IMF Executive Board Concludes 2018 Article IV Consultation with Austria

2018-09-13

On September 10, 2018, the Executive Board of the International Monetary Fund (IMF) concluded the Article IV consultation with Austria.

Austria is a rich, equitable and stable country. The social safety net is ample; thus, poverty and income inequality are low, contributing to strong social cohesion and security.

The economic recovery is strong and broad-based. Following several years of slow growth, Austria’s output picked up markedly in 2017, and through early-2018. Output expanded by 3 percent in 2017, boosted by income tax cuts passed in 2016, higher public spending on refugees and a recovery in private investment in 2017, laying the foundation for a sustained robust expansion. Consumer and business confidence indicators have surpassed levels observed before the GFC and credit growth has recovered. Employment growth has accelerated, and unemployment has begun declining recently. Inflation is running slightly higher than in peers, albeit close to the ECB Euro Area target. Financial sector buffers have strengthened. Debt has declined by 5 percentage points of GDP to 78.5 percent in the year to end-2017. The near-term outlook is for strong growth in 2018, at 3 percent, and a gradual return to a potential growth of about 1¾ percent over the medium-term. Risks to the baseline are mainly external, however, their impact would likely be limited.

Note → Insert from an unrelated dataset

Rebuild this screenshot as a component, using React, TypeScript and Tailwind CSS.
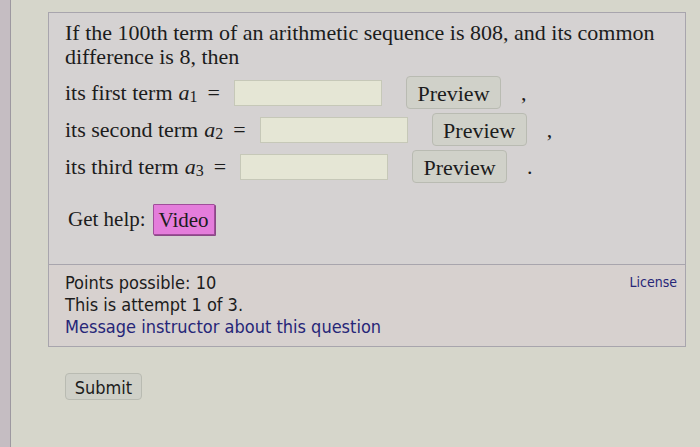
export default function App() {
  const rows = [
    { label: "its first term", sub: "1", after: "," },
    { label: "its second term", sub: "2", after: "," },
    { label: "its third term", sub: "3", after: "." },
  ];

  return (
    <div className="flex h-[447px] w-[700px] overflow-hidden bg-[#d6d6cb]">
      <div className="w-[11px] shrink-0 border-r border-[#9d98a0] bg-[#c5bdc2]" />
      <div className="flex flex-1 flex-col pl-[37px] pt-[12px] pr-[14px]">
        <div className="border border-[#a8a5ad] bg-[#d5d2d2]">
          <div
            className="px-[16px] pt-[8px] pb-[28px] text-[22px] text-[#1c1c1c]"
            style={{ fontFamily: '"Liberation Serif", "Times New Roman", serif' }}
          >
            <p className="leading-[24px]">
              If the 100th term of an arithmetic sequence is 808, and its common difference is 8, then
            </p>
            <div className="mt-[5px]">
              {rows.map((r) => (
                <div key={r.sub} className="flex h-[37px] items-center">
                  <span>{r.label}</span>
                  <span className="ml-[6px] italic">a</span>
                  <span className="mt-[8px] text-[16px]">{r.sub}</span>
                  <span className="ml-[10px]">=</span>
                  <div className="ml-[14px] h-[26px] w-[148px] border border-[#c6c8b8] bg-[#e5e6d5]" />
                  <button className="ml-[24px] h-[33px] w-[95px] rounded-[4px] border border-[#b9bbb2] bg-[#d0d1c9] text-[22px] text-[#1c1c1c]">
                    Preview
                  </button>
                  <span className="ml-[20px]">{r.after}</span>
                </div>
              ))}
            </div>
            <div className="mt-[18px] flex h-[33px] items-center text-[21px]">
              <span className="ml-[3px]">Get help:</span>
              <button className="ml-[7px] h-[31px] rounded-[1px] border border-[#a04e9a] bg-[#e47ddb] px-[5px] text-[21px] text-[#1c1c1c] shadow-[1px_1px_0_#8a4a86]">
                Video
              </button>
            </div>
          </div>
          <div
            className="flex border-t border-[#a8a5ad] bg-[#d7d1cf] pl-[16px] pr-[8px] pt-[7px] pb-[8px] text-[18px] leading-[22px] text-[#1c1c1c]"
            style={{ fontFamily: '"DejaVu Sans Condensed", "DejaVu Sans", sans-serif' }}
          >
            <div className="flex-1">
              <div>Points possible: 10</div>
              <div>This is attempt 1 of 3.</div>
              <div className="text-[#262678]">Message instructor about this question</div>
            </div>
            <div className="pt-[2px] text-[14px] leading-[16px] text-[#262678]">License</div>
          </div>
        </div>
        <div className="mt-[26px]">
          <button
            className="ml-[17px] h-[27px] w-[77px] rounded-[4px] border border-[#b9bbb2] bg-[#cfd0c8] text-[18px] text-[#1c1c1c]"
            style={{ fontFamily: '"DejaVu Sans Condensed", "DejaVu Sans", sans-serif' }}
          >
            Submit
          </button>
        </div>
      </div>
    </div>
  );
}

Executive Board Assessment

Executive Directors welcomed Austria’s robust and broad‑based economic growth on the back of sound domestic policies and a favorable external environment. Together with strong business confidence, this has contributed to job creation and a decline in unemployment. Looking ahead, Directors encouraged the authorities to take advantage of the favorable position to step up structural reforms to raise growth potential through inclusive policies. This will help preserve Austria’s important achievements in income equality and social cohesion.

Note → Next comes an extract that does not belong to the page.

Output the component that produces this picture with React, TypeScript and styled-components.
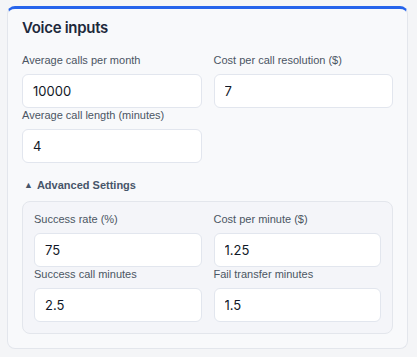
import React from "react";
import styled, { createGlobalStyle } from "styled-components";

const GlobalStyle = createGlobalStyle`
  html, body {
    margin: 0;
    padding: 0;
    background: #f4f5f7;
  }
  * { box-sizing: border-box; }
`;

const Page = styled.div`
  padding: 6px 9px 8px 7px;
  width: 417px;
  font-family: "Liberation Sans", Arial, sans-serif;
`;

const Card = styled.section`
  width: 401px;
  background: #f8f9fb;
  border: 1px solid #e3e6ec;
  border-top: 3px solid #2563eb;
  border-radius: 8px;
  padding: 7px 14px 14px;
`;

const Title = styled.h2`
  margin: 0 0 13px;
  font-family: Inter, "Noto Sans", sans-serif;
  font-size: 15px;
  letter-spacing: -0.3px;
  line-height: 24px;
  font-weight: 600;
  color: #1e293b;
`;

const Grid = styled.div`
  display: grid;
  grid-template-columns: 1fr 1fr;
  column-gap: 12px;
  row-gap: 0;
`;

const Field = styled.label`
  display: flex;
  flex-direction: column;
`;

const Label = styled.span`
  font-size: 11px;
  line-height: 15px;
  color: #4b5563;
  margin-bottom: 6px;
`;

const Input = styled.input`
  height: 34px;
  width: 100%;
  border: 1px solid #e2e6ee;
  border-radius: 6px;
  background: #ffffff;
  padding: 0 10px;
  font-family: Inter, "Noto Sans", sans-serif;
  font-size: 13px;
  color: #111827;
  outline: none;
`;

const Toggle = styled.div`
  display: flex;
  align-items: center;
  gap: 4px;
  margin: 14px 0 8px 2px;
  font-size: 11px;
  line-height: 16px;
  font-weight: 700;
  color: #475569;
`;

const Caret = styled.span`
  font-size: 9px;
  line-height: 1;
`;

const Advanced = styled.div`
  background: #f4f5f9;
  border: 1px solid #e3e6ec;
  border-radius: 8px;
  padding: 10px 11px 11px;
`;

type F = { label: string; value: string };

const main: F[] = [
  { label: "Average calls per month", value: "10000" },
  { label: "Cost per call resolution ($)", value: "7" },
  { label: "Average call length (minutes)", value: "4" },
];

const adv: F[] = [
  { label: "Success rate (%)", value: "75" },
  { label: "Cost per minute ($)", value: "1.25" },
  { label: "Success call minutes", value: "2.5" },
  { label: "Fail transfer minutes", value: "1.5" },
];

const Fields = ({ items }: { items: F[] }) => (
  <Grid>
    {items.map((f) => (
      <Field key={f.label}>
        <Label>{f.label}</Label>
        <Input defaultValue={f.value} />
      </Field>
    ))}
  </Grid>
);

export default function App() {
  return (
    <>
      <GlobalStyle />
      <Page>
        <Card>
          <Title>Voice inputs</Title>
          <Fields items={main} />
          <Toggle>
            <Caret>▲</Caret>
            Advanced Settings
          </Toggle>
          <Advanced>
            <Fields items={adv} />
          </Advanced>
        </Card>
      </Page>
    </>
  );
}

Directors commended the authorities for persevering with fiscal consolidation and maintaining public debt on a downward path. They observed that, while the short‑term fiscal outlook is favorable, long‑term sustainability will require further structural reforms. With spending pressures likely to rise from population aging, it will be important to specify and prioritize reforms that enhance the sustainability of the pension system and generate cost savings in healthcare and subsidies spending. Adjustments in fiscal relations between federal and subnational governments could be necessary to ensure the success of such reforms. Directors emphasized that the authorities’ envisaged fiscal consolidation should aim to remain equitable and growth‑friendly.

Directors welcomed the progress in reducing banking system vulnerabilities through improved capitalization and asset quality, as well as a further strengthening of Austrian banks’ foreign subsidiaries’ funding base. While risks have subsided, Directors recommended remaining vigilant and further increasing banks’ capital buffers. They also underlined the need to continue efforts to improve cost efficiency to enhance long‑term profitability, in particular of smaller banks.

Directors agreed that real estate related risks to financial stability remain contained at present,but urged the authorities to continue to closely monitor house price developments and variable rate and foreign currency denominated housing loan exposures, in order to identify early any household balance sheet strains. They welcomed the recently established legal basis for targeted real estate specific macroprudential tools. While the use of the new macroprudential instruments does not appear necessary at this time, Directors underscored the need to continue to provide clear guidance to banks to maintain sustainable lending standards. It will also be important to continue to bolster the AML/CFT framework.

Directors welcomed the supply‑side measures that the authorities are undertaking. They underlined that raising potential growth and lowering structural unemployment require strengthening competition and implementing proactive policies to enhance education outcomes, address skills mismatches, promote labor participation of women and the elderly, and integrate foreign nationals into the labor market. Directors noted that structural and fiscal measures could raise labor demand, including by shifting the tax mix away from labor and ensuring an adequate level of public investment.